I really like Satya Nadella's "Microsoft generates 30% of code with AI" juxtaposed with this: https://www.reddit.com/r/ExperiencedDevs/comments/1krttqo/my_new_hobby_watching_ai_slowly_drive_microsoft/
Are they "getting better" at AI adoption? You betcha! Are they delivering more value? Now, that's a good question, isn't it?
You could bet that the developers would rather have many of the fixes made by hand, but because they measure how much code gets generated, it is what it is.
Would it look good at Nadella's slides? Absolutely! What does it measure exactly, though? Anything that customers care about?
I don't want to sound overly critical, especially not to the engineering teams. We will see mandates such as "do everything with AI or get fired" (which aren't that different from Bezos' "all integration goes through API or you get fired"). Then, all these AI-related metrics will be *contextually* useful.

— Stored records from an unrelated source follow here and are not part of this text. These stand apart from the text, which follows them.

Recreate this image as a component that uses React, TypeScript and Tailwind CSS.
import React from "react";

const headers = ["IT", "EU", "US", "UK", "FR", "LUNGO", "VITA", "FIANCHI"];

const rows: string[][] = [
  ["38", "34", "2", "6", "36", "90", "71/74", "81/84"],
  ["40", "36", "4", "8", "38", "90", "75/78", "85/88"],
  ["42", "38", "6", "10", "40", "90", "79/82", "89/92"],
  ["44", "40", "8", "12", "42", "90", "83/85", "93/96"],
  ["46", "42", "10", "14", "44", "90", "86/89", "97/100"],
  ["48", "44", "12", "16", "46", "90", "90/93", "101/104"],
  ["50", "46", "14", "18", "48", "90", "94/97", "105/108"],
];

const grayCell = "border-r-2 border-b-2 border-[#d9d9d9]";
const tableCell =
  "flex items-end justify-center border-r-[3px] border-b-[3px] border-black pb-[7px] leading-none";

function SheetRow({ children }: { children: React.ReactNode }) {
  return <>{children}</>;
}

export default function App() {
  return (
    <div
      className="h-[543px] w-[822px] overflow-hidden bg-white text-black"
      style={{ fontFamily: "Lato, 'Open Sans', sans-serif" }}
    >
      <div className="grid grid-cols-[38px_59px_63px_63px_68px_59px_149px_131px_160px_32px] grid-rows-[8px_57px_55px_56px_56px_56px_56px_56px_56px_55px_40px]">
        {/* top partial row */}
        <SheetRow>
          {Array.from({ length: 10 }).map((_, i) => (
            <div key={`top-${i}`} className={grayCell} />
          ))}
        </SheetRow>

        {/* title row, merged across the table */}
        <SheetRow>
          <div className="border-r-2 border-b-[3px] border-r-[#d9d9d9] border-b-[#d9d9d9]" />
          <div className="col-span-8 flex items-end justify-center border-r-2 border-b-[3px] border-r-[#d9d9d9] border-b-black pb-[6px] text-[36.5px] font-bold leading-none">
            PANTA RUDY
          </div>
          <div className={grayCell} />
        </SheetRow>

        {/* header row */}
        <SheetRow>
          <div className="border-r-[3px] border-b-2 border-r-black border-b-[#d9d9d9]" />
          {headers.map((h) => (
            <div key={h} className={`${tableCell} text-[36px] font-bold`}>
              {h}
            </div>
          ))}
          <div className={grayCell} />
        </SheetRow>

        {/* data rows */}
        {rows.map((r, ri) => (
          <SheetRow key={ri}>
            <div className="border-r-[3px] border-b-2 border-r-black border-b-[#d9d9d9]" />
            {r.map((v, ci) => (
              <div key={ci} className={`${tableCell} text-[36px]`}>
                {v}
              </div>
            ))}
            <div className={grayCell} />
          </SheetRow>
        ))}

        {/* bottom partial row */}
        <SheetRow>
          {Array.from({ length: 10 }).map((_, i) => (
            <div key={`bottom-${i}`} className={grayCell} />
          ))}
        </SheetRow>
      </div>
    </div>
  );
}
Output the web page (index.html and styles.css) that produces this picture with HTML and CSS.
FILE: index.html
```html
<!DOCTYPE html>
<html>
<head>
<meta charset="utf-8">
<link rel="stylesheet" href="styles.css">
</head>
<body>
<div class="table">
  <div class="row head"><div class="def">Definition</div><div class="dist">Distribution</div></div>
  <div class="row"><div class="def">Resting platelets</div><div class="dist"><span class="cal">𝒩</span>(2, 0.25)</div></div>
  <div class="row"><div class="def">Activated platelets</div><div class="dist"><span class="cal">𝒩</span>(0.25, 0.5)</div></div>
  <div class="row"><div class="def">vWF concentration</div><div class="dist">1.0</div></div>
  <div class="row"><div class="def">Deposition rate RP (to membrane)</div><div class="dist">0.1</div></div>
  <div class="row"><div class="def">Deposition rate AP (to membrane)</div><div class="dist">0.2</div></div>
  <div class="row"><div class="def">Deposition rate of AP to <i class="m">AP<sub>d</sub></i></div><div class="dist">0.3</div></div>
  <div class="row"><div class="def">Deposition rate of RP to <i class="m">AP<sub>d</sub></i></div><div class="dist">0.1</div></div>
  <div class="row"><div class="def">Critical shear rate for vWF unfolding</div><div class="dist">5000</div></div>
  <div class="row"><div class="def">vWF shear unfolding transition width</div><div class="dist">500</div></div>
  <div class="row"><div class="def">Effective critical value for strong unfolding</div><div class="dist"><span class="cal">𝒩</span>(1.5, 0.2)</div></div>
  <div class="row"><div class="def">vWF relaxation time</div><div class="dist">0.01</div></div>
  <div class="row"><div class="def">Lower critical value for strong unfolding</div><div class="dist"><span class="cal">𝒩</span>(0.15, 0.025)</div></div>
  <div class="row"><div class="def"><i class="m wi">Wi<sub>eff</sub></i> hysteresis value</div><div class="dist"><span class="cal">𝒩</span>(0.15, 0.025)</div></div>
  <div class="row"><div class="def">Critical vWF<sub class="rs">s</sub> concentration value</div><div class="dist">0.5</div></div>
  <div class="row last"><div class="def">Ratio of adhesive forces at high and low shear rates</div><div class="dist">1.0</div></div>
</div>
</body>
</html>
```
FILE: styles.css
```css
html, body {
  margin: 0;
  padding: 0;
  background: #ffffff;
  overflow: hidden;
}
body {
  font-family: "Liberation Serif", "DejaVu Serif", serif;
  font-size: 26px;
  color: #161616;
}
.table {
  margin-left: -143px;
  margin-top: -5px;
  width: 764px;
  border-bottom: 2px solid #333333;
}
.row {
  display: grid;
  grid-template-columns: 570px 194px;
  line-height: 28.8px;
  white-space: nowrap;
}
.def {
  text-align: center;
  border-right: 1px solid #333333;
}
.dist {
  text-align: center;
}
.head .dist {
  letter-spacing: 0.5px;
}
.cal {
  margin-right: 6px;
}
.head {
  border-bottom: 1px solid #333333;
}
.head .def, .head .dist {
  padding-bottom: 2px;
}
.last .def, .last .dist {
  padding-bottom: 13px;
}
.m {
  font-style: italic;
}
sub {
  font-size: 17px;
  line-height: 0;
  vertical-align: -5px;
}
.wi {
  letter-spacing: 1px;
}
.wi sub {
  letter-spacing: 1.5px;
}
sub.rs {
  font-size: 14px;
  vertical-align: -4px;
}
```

But for any team willing to measure the impact of a product? The answer is somewhere else. A rough estimation of AI adoption may only be interesting in considering whether and how much it helps. And showing the bosses that it's not 100% (let alone 1,000%) productivity improvement, some would claim it to be.
This is a good introduction to how to measure the adoption of AI. At the end of the day, we will have to rely still in surveys, I think.
Looking forward to read more options.
CEOs ask their engineering leaders: what is the percentage of usage of AI in my company? Mainly, because they need that number to attract investors... a.k.a money.
Glad the article resonated Marcos! And yes, a lot of the pressure regarding AI in organizations come from the need of the company "looking good" to investors. And having <input some amazing AI stat> is an advantage with investors that don't really dig in to how that stat actually helps the business to be successful. So, yes, this is a lot harder to manage from engineering leaders, because raising $ is very high on the priority list of many companies.